Start of Material

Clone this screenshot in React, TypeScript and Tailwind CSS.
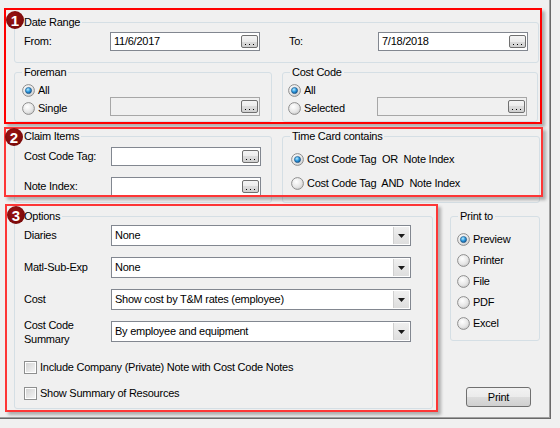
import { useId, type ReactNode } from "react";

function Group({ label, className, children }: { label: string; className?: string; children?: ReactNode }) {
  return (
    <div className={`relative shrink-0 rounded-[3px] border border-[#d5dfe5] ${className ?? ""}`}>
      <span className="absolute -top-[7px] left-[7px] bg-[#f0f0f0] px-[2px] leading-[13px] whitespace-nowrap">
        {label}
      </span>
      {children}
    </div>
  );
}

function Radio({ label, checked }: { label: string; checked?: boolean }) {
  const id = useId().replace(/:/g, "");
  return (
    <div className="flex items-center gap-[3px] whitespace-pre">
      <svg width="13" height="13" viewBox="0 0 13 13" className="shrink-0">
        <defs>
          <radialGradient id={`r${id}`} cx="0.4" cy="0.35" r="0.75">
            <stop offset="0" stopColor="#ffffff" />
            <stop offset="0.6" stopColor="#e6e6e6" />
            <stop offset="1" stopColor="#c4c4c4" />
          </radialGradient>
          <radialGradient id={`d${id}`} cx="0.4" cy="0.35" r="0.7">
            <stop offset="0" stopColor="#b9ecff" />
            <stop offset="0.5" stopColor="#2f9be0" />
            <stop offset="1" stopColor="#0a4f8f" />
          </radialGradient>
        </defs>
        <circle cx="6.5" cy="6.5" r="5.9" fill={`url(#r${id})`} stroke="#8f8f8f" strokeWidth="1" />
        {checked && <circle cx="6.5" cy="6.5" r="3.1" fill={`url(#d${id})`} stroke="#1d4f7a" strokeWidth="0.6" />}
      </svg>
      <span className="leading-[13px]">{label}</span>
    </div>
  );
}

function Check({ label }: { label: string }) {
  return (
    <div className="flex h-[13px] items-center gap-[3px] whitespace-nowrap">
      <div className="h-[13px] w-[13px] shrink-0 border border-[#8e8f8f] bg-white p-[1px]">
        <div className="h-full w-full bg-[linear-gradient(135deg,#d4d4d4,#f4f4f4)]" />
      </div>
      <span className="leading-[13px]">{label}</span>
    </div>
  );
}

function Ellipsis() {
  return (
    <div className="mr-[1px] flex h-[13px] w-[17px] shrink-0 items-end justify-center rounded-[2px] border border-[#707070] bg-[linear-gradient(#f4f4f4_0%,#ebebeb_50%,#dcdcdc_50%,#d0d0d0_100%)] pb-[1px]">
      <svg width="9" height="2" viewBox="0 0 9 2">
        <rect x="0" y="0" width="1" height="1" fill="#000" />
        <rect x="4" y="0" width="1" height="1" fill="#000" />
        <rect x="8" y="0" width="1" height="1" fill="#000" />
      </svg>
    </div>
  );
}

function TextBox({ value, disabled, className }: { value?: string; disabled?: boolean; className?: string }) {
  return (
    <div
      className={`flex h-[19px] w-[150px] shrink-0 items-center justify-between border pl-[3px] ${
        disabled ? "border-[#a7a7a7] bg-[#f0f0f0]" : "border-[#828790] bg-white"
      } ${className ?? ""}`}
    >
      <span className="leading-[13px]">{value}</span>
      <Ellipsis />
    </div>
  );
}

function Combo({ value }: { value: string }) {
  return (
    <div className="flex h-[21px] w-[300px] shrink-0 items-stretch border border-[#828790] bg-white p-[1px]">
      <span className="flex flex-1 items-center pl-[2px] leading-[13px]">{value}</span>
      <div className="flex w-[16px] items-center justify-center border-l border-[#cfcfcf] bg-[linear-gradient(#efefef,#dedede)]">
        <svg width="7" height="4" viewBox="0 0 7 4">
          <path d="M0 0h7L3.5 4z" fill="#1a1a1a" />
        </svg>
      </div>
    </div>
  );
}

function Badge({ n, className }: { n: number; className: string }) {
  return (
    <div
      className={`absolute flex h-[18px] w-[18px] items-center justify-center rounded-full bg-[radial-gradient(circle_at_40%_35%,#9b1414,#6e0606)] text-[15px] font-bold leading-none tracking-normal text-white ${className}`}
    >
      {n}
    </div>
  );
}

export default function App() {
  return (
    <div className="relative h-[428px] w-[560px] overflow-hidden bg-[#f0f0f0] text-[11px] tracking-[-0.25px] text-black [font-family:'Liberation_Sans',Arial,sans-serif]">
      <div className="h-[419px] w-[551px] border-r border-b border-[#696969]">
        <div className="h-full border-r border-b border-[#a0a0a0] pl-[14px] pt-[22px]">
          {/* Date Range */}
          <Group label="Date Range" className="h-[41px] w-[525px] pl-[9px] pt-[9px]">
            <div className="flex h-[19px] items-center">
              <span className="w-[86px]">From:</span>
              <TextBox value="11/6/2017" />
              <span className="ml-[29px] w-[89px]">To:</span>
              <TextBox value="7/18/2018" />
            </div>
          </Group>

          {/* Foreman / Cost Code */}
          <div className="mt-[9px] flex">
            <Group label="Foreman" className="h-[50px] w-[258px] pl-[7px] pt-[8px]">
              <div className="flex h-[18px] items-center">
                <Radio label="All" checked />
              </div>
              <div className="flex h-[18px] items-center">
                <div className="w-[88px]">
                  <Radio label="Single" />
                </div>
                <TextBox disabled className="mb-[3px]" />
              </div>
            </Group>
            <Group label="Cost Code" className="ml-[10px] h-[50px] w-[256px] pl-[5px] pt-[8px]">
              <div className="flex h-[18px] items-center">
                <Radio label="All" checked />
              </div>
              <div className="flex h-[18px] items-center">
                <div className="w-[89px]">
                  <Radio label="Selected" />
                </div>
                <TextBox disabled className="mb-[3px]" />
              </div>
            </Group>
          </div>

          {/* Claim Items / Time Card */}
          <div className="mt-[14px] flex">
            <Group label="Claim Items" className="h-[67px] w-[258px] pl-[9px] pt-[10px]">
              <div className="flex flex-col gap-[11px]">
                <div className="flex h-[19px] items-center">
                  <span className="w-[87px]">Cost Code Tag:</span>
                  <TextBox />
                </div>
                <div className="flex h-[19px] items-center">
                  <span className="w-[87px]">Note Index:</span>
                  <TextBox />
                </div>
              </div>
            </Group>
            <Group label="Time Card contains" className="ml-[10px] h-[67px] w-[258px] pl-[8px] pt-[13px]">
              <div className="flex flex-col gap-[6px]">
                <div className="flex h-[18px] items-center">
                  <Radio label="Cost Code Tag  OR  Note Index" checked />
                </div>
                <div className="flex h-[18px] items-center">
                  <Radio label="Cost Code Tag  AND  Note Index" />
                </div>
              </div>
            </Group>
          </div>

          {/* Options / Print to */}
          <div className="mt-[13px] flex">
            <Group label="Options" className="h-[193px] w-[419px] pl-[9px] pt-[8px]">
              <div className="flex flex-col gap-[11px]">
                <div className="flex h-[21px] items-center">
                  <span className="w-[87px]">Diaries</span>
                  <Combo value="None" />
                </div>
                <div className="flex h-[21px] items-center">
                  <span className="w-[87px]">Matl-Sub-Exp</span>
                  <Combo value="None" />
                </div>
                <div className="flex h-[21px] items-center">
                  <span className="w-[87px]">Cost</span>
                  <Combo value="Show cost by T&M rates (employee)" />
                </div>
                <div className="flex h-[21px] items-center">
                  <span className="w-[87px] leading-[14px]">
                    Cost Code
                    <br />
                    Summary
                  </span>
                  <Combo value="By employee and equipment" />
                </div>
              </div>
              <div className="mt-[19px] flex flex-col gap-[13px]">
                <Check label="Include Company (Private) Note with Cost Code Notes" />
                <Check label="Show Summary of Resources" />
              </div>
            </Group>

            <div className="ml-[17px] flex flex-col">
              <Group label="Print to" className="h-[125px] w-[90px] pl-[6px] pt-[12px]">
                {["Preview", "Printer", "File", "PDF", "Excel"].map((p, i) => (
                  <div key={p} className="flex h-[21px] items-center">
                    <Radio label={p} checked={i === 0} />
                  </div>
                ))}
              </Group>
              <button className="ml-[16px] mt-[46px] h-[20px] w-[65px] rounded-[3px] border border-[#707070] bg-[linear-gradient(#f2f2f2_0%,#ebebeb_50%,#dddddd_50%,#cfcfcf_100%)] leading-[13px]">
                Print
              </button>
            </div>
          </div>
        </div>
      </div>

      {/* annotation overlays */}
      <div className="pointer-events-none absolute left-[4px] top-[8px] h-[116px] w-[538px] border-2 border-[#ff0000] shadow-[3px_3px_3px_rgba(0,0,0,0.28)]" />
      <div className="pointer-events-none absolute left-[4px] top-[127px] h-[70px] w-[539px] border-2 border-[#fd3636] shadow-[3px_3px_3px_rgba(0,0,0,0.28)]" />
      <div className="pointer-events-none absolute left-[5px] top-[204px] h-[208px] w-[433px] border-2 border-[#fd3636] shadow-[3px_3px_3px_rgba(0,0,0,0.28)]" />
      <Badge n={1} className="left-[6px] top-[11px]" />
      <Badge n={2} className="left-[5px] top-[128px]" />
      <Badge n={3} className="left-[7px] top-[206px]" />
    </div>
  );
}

End of Material
Start of Material

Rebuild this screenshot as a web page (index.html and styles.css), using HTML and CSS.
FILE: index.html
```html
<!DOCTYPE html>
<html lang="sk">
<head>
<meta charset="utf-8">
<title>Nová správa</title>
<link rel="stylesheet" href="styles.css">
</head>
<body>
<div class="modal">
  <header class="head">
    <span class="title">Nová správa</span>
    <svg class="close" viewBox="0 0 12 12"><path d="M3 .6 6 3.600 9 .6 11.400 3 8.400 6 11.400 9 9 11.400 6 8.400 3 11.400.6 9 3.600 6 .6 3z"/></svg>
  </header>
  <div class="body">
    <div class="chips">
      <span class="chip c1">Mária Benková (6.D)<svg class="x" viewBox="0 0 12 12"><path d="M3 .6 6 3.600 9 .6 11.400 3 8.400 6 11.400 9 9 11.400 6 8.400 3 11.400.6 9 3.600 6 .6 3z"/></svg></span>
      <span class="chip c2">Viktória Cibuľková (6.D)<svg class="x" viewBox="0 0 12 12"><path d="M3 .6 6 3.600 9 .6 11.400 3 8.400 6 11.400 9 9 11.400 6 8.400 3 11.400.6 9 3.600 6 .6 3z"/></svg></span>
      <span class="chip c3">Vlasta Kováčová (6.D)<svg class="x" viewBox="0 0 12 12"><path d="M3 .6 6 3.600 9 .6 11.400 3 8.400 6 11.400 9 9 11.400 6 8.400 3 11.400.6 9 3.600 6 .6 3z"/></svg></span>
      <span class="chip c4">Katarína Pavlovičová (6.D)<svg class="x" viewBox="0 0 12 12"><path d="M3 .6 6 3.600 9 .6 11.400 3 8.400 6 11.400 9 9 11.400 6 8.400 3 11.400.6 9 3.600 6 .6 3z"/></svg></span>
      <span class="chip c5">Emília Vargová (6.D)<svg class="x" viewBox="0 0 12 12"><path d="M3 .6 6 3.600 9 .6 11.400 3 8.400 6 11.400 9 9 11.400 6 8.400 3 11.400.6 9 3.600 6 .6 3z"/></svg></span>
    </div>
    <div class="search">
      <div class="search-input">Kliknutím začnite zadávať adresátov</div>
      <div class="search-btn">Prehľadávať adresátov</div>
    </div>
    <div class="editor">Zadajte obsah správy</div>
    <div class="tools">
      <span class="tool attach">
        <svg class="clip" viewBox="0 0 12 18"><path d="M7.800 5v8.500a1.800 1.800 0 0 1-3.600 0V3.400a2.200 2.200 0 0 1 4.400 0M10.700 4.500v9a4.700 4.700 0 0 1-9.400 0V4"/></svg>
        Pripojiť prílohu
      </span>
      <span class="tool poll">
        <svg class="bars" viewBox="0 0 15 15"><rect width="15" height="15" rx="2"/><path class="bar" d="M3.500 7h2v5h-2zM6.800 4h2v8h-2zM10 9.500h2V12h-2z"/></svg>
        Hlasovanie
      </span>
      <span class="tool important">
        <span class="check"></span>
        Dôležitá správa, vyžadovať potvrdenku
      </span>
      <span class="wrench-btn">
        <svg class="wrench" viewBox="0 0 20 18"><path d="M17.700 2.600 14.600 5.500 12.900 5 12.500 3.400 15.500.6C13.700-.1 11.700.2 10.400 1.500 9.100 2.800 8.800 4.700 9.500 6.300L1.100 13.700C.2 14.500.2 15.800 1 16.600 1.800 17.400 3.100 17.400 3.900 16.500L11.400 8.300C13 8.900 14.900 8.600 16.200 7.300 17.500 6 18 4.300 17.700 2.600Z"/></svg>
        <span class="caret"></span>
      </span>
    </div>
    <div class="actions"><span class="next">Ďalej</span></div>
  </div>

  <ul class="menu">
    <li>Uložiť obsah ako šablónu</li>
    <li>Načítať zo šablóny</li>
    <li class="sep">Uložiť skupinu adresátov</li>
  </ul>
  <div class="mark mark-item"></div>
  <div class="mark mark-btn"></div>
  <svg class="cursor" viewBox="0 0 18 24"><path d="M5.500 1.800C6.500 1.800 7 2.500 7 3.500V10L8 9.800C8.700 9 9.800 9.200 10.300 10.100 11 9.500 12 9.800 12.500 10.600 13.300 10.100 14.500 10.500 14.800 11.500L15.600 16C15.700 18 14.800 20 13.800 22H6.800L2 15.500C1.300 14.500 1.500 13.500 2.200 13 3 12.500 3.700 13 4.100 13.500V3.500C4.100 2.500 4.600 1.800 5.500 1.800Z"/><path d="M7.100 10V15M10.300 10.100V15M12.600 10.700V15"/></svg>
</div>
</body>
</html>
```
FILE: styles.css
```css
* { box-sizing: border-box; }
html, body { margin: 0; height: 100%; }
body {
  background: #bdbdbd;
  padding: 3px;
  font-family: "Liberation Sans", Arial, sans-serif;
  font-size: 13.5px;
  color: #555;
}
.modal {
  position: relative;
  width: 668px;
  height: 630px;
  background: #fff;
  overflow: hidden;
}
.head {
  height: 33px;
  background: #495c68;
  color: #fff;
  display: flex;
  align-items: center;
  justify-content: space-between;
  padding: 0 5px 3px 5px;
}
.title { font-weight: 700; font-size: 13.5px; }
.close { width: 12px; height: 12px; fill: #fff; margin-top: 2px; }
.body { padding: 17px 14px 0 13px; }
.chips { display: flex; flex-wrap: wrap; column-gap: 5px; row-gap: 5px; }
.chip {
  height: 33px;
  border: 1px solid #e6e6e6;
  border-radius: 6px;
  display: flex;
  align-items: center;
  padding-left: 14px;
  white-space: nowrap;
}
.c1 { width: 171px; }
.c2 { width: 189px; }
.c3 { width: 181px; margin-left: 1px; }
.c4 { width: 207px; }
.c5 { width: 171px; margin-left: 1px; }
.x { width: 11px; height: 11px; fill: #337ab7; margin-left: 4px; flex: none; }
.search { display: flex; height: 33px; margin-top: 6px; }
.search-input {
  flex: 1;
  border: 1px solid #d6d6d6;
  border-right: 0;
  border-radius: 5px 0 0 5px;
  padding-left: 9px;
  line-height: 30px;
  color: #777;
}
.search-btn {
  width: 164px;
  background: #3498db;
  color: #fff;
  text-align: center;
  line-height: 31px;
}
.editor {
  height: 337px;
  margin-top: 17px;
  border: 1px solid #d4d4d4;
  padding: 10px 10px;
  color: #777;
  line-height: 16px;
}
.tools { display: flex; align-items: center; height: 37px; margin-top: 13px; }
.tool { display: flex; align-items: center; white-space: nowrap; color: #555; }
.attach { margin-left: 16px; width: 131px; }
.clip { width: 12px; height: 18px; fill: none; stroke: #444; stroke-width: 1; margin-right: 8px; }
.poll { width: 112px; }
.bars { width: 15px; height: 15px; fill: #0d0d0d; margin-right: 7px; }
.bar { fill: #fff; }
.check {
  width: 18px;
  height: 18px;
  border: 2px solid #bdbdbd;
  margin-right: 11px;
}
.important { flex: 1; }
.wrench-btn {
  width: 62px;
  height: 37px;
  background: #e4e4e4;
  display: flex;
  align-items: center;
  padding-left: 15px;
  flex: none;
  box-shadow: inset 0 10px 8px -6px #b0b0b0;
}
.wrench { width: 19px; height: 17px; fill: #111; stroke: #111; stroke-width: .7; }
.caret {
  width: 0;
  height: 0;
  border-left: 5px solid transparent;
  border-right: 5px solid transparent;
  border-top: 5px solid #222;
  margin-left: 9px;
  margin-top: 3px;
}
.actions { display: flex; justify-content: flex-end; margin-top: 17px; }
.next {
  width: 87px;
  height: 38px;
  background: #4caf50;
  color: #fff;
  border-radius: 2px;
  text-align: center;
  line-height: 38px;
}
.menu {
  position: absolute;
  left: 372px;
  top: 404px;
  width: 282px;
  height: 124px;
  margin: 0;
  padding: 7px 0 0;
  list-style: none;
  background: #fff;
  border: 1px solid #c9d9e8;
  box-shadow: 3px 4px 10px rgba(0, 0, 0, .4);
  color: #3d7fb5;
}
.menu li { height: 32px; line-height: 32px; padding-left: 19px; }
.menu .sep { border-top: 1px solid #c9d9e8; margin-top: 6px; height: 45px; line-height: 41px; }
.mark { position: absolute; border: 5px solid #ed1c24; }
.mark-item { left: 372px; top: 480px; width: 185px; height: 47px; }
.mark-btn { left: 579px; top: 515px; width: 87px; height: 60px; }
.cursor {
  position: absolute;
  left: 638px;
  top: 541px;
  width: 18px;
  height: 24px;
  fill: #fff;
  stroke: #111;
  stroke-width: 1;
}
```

End of Material
Start of Material

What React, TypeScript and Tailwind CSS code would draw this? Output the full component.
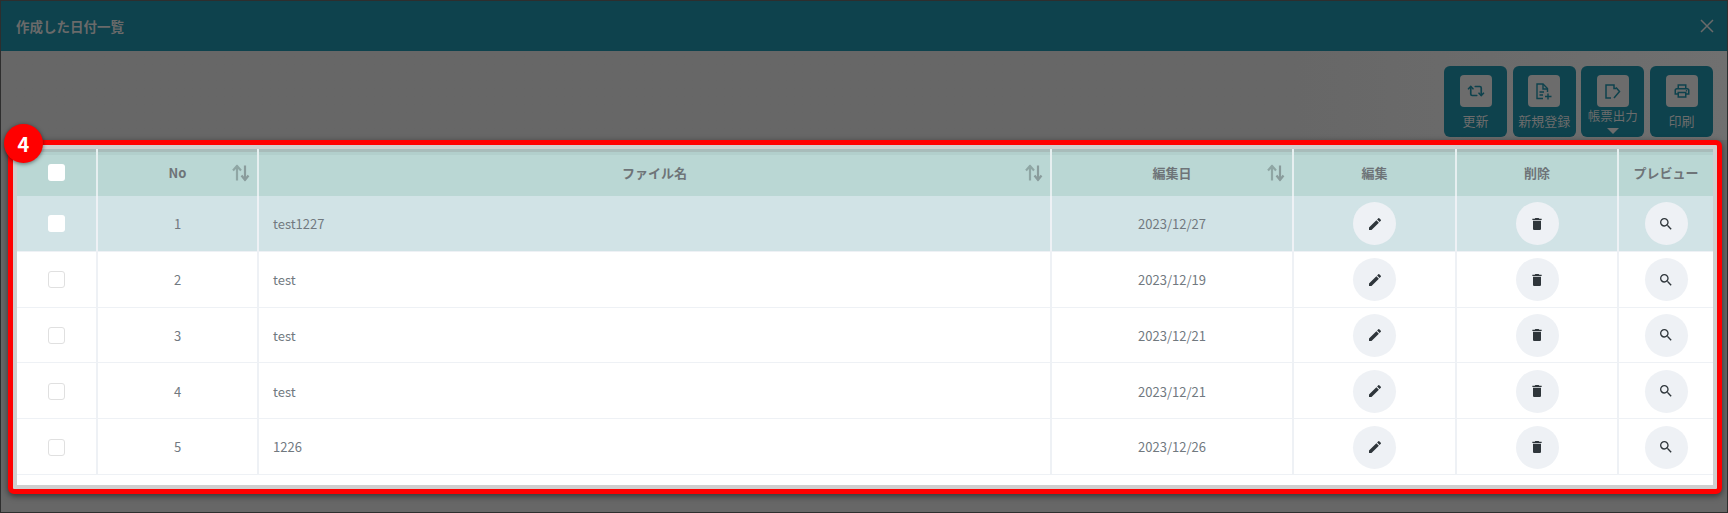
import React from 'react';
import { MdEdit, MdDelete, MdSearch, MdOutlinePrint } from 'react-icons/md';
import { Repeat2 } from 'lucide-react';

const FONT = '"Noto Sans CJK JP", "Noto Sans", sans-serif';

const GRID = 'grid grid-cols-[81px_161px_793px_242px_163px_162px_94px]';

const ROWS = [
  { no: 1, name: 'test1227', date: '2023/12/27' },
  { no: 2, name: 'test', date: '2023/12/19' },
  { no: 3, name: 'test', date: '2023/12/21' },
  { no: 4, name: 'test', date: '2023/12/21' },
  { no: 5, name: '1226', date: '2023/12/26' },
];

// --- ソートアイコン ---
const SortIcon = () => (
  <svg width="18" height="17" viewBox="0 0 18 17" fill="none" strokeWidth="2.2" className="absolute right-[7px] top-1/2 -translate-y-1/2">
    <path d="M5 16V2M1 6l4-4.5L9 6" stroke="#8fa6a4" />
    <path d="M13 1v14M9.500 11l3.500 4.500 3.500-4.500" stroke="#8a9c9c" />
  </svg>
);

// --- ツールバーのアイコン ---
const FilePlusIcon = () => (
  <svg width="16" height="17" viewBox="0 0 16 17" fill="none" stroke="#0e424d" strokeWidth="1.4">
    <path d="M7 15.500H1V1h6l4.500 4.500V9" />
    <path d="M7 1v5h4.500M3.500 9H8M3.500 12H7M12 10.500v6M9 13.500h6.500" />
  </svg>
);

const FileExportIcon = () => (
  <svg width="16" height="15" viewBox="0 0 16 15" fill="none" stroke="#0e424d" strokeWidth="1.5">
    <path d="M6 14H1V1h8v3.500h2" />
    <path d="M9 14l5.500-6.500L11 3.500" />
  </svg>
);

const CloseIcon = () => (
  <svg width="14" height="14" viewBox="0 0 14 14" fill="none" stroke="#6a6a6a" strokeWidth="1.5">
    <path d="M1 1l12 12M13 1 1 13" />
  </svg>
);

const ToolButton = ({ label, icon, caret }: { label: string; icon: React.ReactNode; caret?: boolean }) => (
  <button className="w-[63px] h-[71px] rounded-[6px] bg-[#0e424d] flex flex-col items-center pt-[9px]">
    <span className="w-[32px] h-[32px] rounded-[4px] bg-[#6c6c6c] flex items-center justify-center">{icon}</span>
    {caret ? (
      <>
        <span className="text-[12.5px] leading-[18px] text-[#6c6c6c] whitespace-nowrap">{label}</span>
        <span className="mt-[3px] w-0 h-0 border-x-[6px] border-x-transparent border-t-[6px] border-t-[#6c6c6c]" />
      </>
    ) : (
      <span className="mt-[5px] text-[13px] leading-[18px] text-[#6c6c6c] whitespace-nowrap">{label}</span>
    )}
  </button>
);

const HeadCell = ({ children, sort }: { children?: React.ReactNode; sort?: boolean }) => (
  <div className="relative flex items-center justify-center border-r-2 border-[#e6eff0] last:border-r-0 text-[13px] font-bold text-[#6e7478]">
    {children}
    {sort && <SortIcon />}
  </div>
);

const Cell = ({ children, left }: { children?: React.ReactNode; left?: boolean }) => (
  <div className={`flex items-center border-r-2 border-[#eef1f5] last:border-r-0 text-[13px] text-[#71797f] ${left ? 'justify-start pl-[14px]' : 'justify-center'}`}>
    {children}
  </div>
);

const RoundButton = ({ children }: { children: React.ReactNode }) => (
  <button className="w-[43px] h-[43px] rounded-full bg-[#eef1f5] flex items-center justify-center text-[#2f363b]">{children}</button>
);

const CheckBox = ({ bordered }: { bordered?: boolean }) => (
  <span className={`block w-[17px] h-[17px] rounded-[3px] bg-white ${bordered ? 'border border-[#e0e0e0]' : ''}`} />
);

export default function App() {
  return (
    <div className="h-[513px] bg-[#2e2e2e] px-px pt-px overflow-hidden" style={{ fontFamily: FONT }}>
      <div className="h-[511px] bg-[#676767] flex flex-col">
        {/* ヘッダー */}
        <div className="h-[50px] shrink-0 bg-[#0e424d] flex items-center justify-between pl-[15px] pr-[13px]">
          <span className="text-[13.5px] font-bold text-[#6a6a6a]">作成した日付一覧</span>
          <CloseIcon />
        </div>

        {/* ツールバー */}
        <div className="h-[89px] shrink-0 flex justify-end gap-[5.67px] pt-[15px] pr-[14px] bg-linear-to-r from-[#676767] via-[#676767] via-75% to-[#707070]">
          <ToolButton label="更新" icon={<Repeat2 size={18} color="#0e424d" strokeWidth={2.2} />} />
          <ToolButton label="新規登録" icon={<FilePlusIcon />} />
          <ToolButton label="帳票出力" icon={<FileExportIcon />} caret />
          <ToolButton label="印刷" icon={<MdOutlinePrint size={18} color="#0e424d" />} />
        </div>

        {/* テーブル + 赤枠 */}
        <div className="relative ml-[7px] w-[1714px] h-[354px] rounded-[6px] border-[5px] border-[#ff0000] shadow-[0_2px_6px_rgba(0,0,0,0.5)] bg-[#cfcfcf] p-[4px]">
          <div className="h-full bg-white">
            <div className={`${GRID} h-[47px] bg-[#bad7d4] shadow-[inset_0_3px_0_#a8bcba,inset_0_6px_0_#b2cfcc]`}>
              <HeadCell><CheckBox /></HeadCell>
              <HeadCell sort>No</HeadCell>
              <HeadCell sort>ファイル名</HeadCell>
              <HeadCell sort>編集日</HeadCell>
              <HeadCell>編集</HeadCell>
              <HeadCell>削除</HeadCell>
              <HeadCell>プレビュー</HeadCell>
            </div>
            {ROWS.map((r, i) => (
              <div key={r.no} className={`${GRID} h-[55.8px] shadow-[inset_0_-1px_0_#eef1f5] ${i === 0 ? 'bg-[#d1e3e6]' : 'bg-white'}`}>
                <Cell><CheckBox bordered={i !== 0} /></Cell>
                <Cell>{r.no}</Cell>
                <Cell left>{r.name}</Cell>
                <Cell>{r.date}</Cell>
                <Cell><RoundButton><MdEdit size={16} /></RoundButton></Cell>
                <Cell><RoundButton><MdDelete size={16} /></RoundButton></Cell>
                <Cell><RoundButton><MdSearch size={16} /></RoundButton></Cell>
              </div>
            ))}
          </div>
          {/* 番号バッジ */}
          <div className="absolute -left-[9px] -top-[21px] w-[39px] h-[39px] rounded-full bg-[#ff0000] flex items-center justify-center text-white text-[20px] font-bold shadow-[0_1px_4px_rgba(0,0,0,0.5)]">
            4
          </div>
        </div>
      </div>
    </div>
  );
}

End of Material

- _Exercise objective_:
Copy the lines above exactly, starting at the one with "Clone this screenshot" and ending at the one with "useId, type ReactNode", both included. Leave out any pictures and add nothing else.

- _Finished task_:
Clone this screenshot in React, TypeScript and Tailwind CSS.
import { useId, type ReactNode } from "react";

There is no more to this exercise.